SPRINGHILL – Government is supporting a sustainable transportation project that will help connect Springhill residents and visitors to community hubs and promote active living.

Springhill and Cumberland County are receiving Connect2 grant funding for pathways between Springhill's schools and the Dr. Carson and Marion Murray Community Centre.

A path connecting schools and the community centre in Springhill is both receiving funding through government's Connect2 sustainable transportation grant program.

"Investments in active and sustainable transportation have far-reaching benefits -- from health and wellness to the environment and beyond," Energy Minister Michel Samson said in a news release on Friday. "We are proud to support community-led solutions throughout Nova Scotia."  

Government is providing $41,500 to the Municipality of Cumberland to build the Springhill Community Connector, linking local elementary schools to the community centre.

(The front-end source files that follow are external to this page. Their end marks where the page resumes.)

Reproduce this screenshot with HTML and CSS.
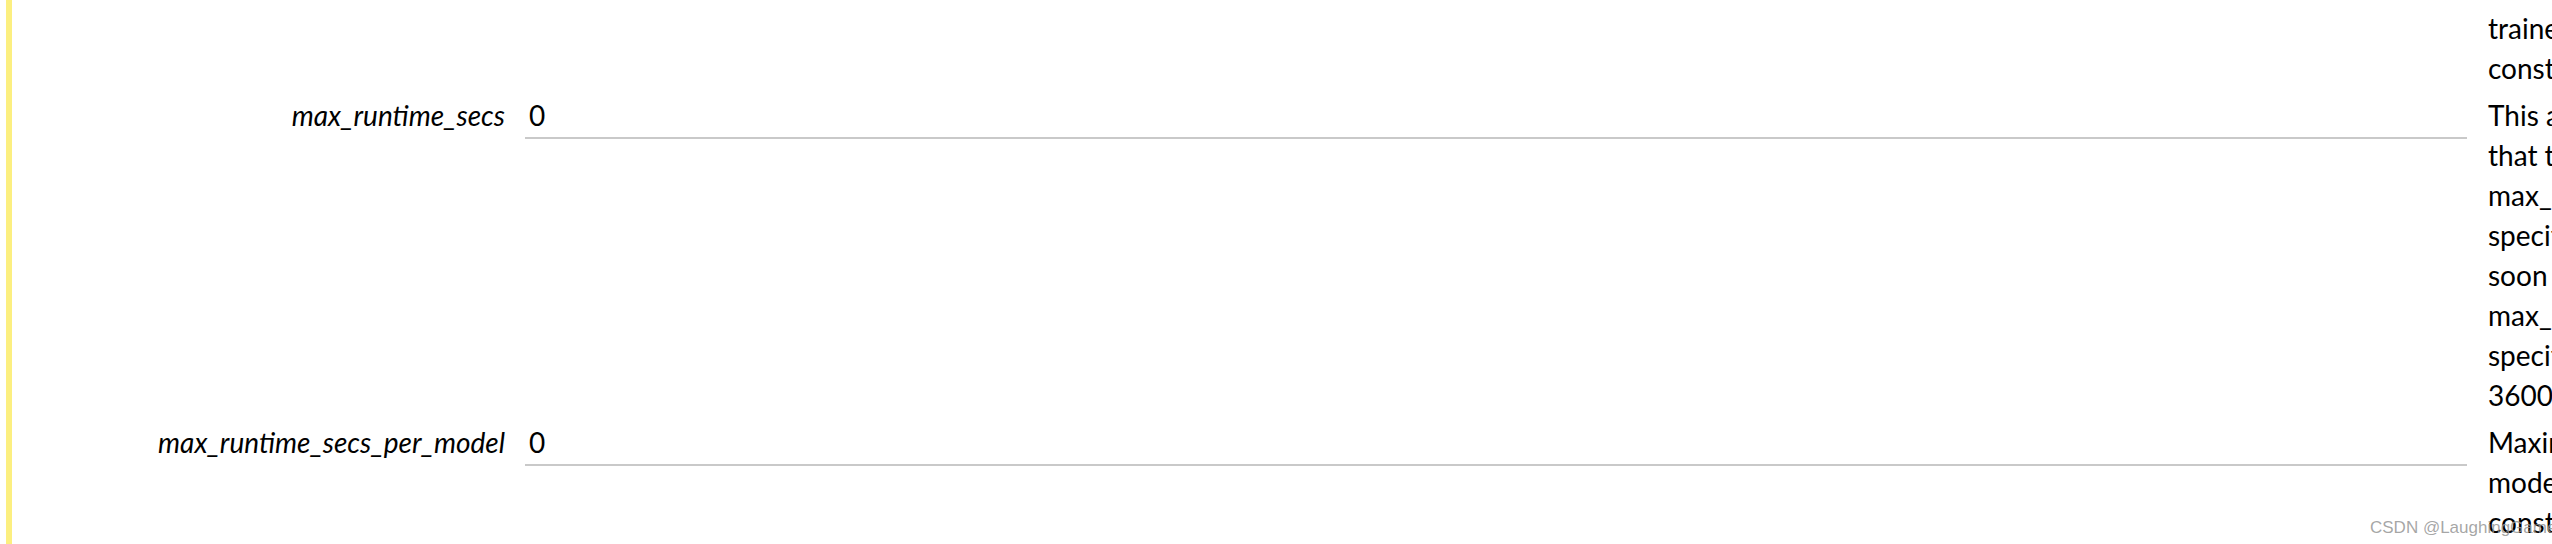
FILE: index.html
```html
<!DOCTYPE html>
<html lang="en">
<head>
<meta charset="utf-8">
<title>AutoML parameters</title>
<link rel="stylesheet" href="styles.css">
</head>
<body>
<div class="page">
  <div class="params">
    <div class="row">
      <div class="label"></div>
      <div class="field"></div>
      <div class="desc">
        <span class="line">trained in the AutoML run, excluding the Stacked Ensemble models. Defaults to 0 (no</span>
        <span class="line">constraint).</span>
      </div>
    </div>
    <div class="row">
      <label class="label" for="mrs">max_runtime_secs</label>
      <div class="field"><input id="mrs" class="input" type="text" value="0"></div>
      <div class="desc">
        <span class="line">This argument specifies the maximum time</span>
        <span class="line">that the AutoML process will run for. If both</span>
        <span class="line">max_runtime_secs and max_models are</span>
        <span class="line">specified, then the AutoML run will stop as</span>
        <span class="line">soon as it hits either of these limits. If neither</span>
        <span class="line">max_runtime_secs nor max_models are</span>
        <span class="line">specified, then max_runtime_secs defaults to</span>
        <span class="line">3600 seconds (1 hour).</span>
      </div>
    </div>
    <div class="row">
      <label class="label" for="mrspm">max_runtime_secs_per_model</label>
      <div class="field"><input id="mrspm" class="input" type="text" value="0"></div>
      <div class="desc">
        <span class="line">Maximum runtime in seconds dedicated to each individual</span>
        <span class="line">model training process. Use 0 to disable. Defaults to 0 (no</span>
        <span class="line">constraint).</span>
      </div>
    </div>
  </div>
</div>
<div class="watermark">CSDN @LaughingGame</div>
</body>
</html>
```
FILE: styles.css
```css
html, body {
  margin: 0;
  padding: 0;
  background: #ffffff;
}
body {
  width: 2552px;
  height: 544px;
  overflow: hidden;
  position: relative;
  font-family: Lato, "Open Sans", sans-serif;
  font-size: 28px;
  line-height: 40px;
  color: #000000;
}
.page {
  margin-left: 6px;
  border-left: 6px solid #fcef80;
  min-height: 544px;
}
.params {
  display: flex;
  flex-direction: column;
  padding-top: 5px;
}
.row {
  display: grid;
  grid-template-columns: 513px 1963px 900px;
  align-items: start;
  padding: 3px 0 4px;
}
.label {
  display: block;
  padding-right: 20px;
  text-align: right;
  font-style: italic;
  white-space: nowrap;
}
.field {
  padding-right: 21px;
}
.input {
  display: block;
  box-sizing: border-box;
  width: 100%;
  height: 44px;
  margin: 0;
  padding: 0 4px 2px;
  border: none;
  border-bottom: 2px solid #c9c9c9;
  background: transparent;
  font-family: inherit;
  font-size: 28px;
  line-height: 40px;
  color: #000000;
  outline: none;
}
.desc {
  white-space: nowrap;
}
.line {
  display: block;
}
.watermark {
  position: absolute;
  left: 2370px;
  top: 518px;
  font-family: "Liberation Sans", Arial, sans-serif;
  font-size: 17px;
  line-height: 20px;
  color: rgba(150, 150, 150, 0.85);
  white-space: nowrap;
}
```
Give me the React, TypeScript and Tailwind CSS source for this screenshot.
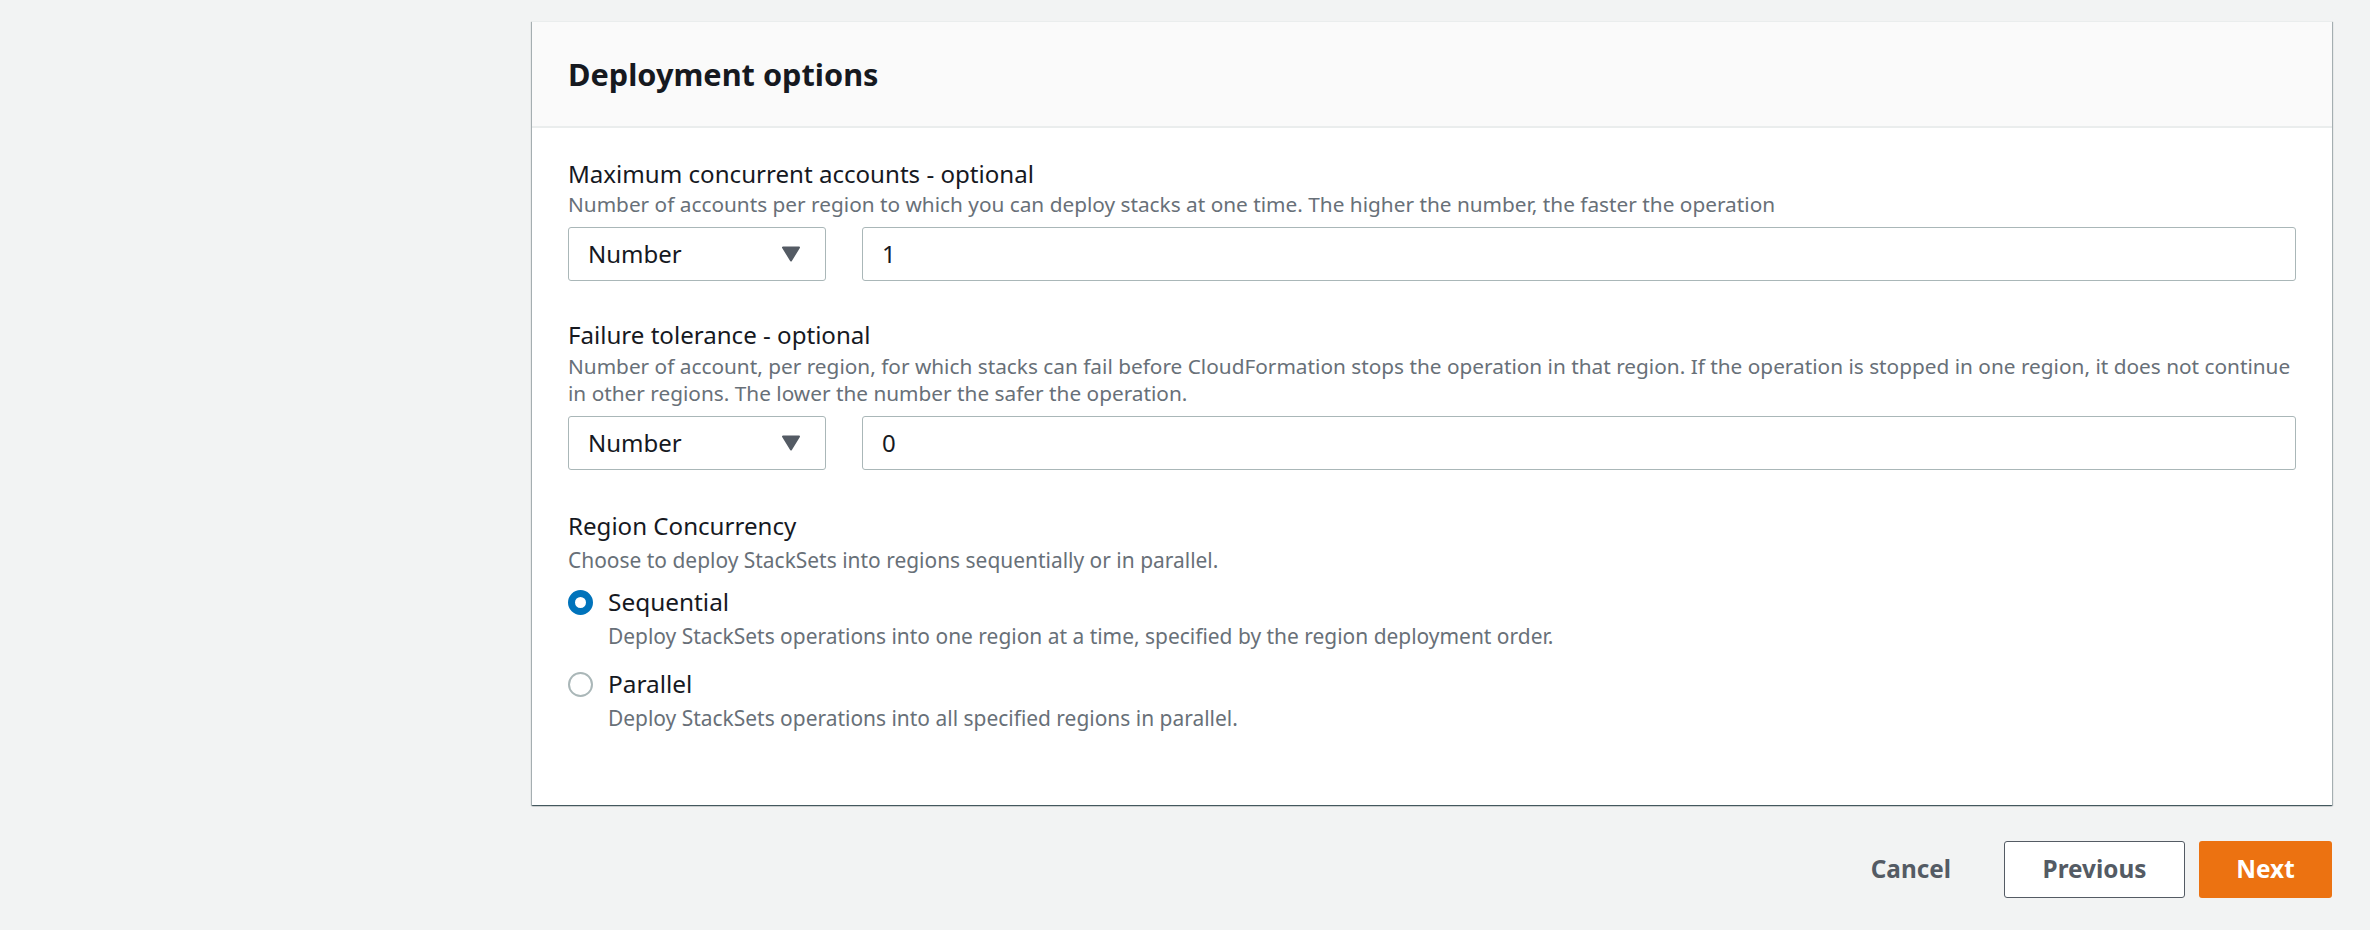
const font = "font-['Noto_Sans',sans-serif]";

function Arrow() {
  return (
    <svg width="20" height="16" viewBox="0 0 20 16" className="shrink-0">
      <path d="M2 1.5 H18 L10 14.5 Z" fill="#545b64" stroke="#545b64" strokeWidth="2" strokeLinejoin="round" />
    </svg>
  );
}

function Field({ label, desc, value, descH }: { label: string; desc: React.ReactNode; value: string; descH: string }) {
  return (
    <div className="flex flex-col">
      <div className="h-[32px] flex items-center text-[24.1px] leading-[32px] text-[#16191f]">{label}</div>
      <div className={`${descH} text-[20.8px] leading-[27px] text-[#687078]`}>{desc}</div>
      <div className="flex gap-[36px] h-[54px] mt-[9px]">
        <div className="w-[258px] shrink-0 border border-[#aab7b8] rounded-[3px] flex items-center justify-between pl-[19px] pr-[24px] text-[24px] text-[#16191f]">
          <span>Number</span>
          <Arrow />
        </div>
        <div className="flex-1 border border-[#aab7b8] rounded-[3px] flex items-center pl-[19px] text-[24px] text-[#16191f]">{value}</div>
      </div>
    </div>
  );
}

function Radio({ checked, label, desc }: { checked?: boolean; label: string; desc: string }) {
  return (
    <div className="flex gap-[15px]">
      <div className="h-[32px] flex items-center shrink-0">
        {checked ? (
          <div className="w-[25px] h-[25px] rounded-full border-[7px] border-[#0073bb] bg-white" />
        ) : (
          <div className="w-[25px] h-[25px] rounded-full border-2 border-[#aab7b8] bg-white" />
        )}
      </div>
      <div className="flex flex-col">
        <div className="h-[32px] flex items-center text-[24.4px] text-[#16191f]">{label}</div>
        <div className="mt-[5px] text-[20.95px] leading-[27px] text-[#687078]">{desc}</div>
      </div>
    </div>
  );
}

export default function App() {
  return (
    <div className={`${font} w-[2370px] h-[930px] overflow-hidden bg-[#f2f3f3] pt-[21px] pl-[532px] pr-[38px]`}>
      <div className="h-[784px] bg-white border-t border-[#eaeded] shadow-[0_1px_1px_0_rgba(0,28,36,0.5),1px_1px_1px_0_rgba(0,28,36,0.25),-1px_1px_1px_0_rgba(0,28,36,0.25)] flex flex-col">
        <div className="h-[106px] shrink-0 bg-[#fafafa] border-b-2 border-[#eaeded] flex items-center pl-[36px]">
          <h2 className="text-[30.7px] font-bold text-[#16191f]">Deployment options</h2>
        </div>
        <div className="pl-[36px] pr-[36px] pt-[30px] flex flex-col">
          <Field
            label="Maximum concurrent accounts - optional"
            descH="h-[27px] mt-[1px]"
            value="1"
            desc="Number of accounts per region to which you can deploy stacks at one time. The higher the number, the faster the operation"
          />
          <div className="mt-[38px]">
            <Field
              label="Failure tolerance - optional"
              descH="h-[54px] mt-[2px]"
              value="0"
              desc="Number of account, per region, for which stacks can fail before CloudFormation stops the operation in that region. If the operation is stopped in one region, it does not continue in other regions. The lower the number the safer the operation."
            />
          </div>
          <div className="mt-[40px] h-[32px] flex items-center text-[24.1px] text-[#16191f]">Region Concurrency</div>
          <div className="mt-[5px] text-[20.95px] leading-[27px] text-[#687078]">Choose to deploy StackSets into regions sequentially or in parallel.</div>
          <div className="mt-[12px] flex flex-col gap-[18px]">
            <Radio checked label="Sequential" desc="Deploy StackSets operations into one region at a time, specified by the region deployment order." />
            <Radio label="Parallel" desc="Deploy StackSets operations into all specified regions in parallel." />
          </div>
        </div>
      </div>
      <div className="mt-[36px] flex justify-end items-center text-[24.3px] font-bold text-[#545b64]">
        <span className="mr-[53px]">Cancel</span>
        <div className="w-[181px] h-[57px] bg-white border border-[#545b64] rounded-[3px] flex items-center justify-center">Previous</div>
        <div className="ml-[14px] w-[133px] h-[57px] bg-[#ec7211] rounded-[3px] flex items-center justify-center text-white">Next</div>
      </div>
    </div>
  );
}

"Once complete, the Springhill Community Connector will provide a safe walking and biking path for students between our two local schools and the community centre, playground and sports fields," said Warden Keith Hunter. "This project embraces the spirit of Connect2, and we'd like to thank the province for coming to the table as a partner."  

Connect2, launched in May, aims to create and promote active transportation options for trips of two kilometres or less between community hubs in rural and urban parts of the province.

More projects will be announced in the coming weeks, and all will be completed by March 10, 2016.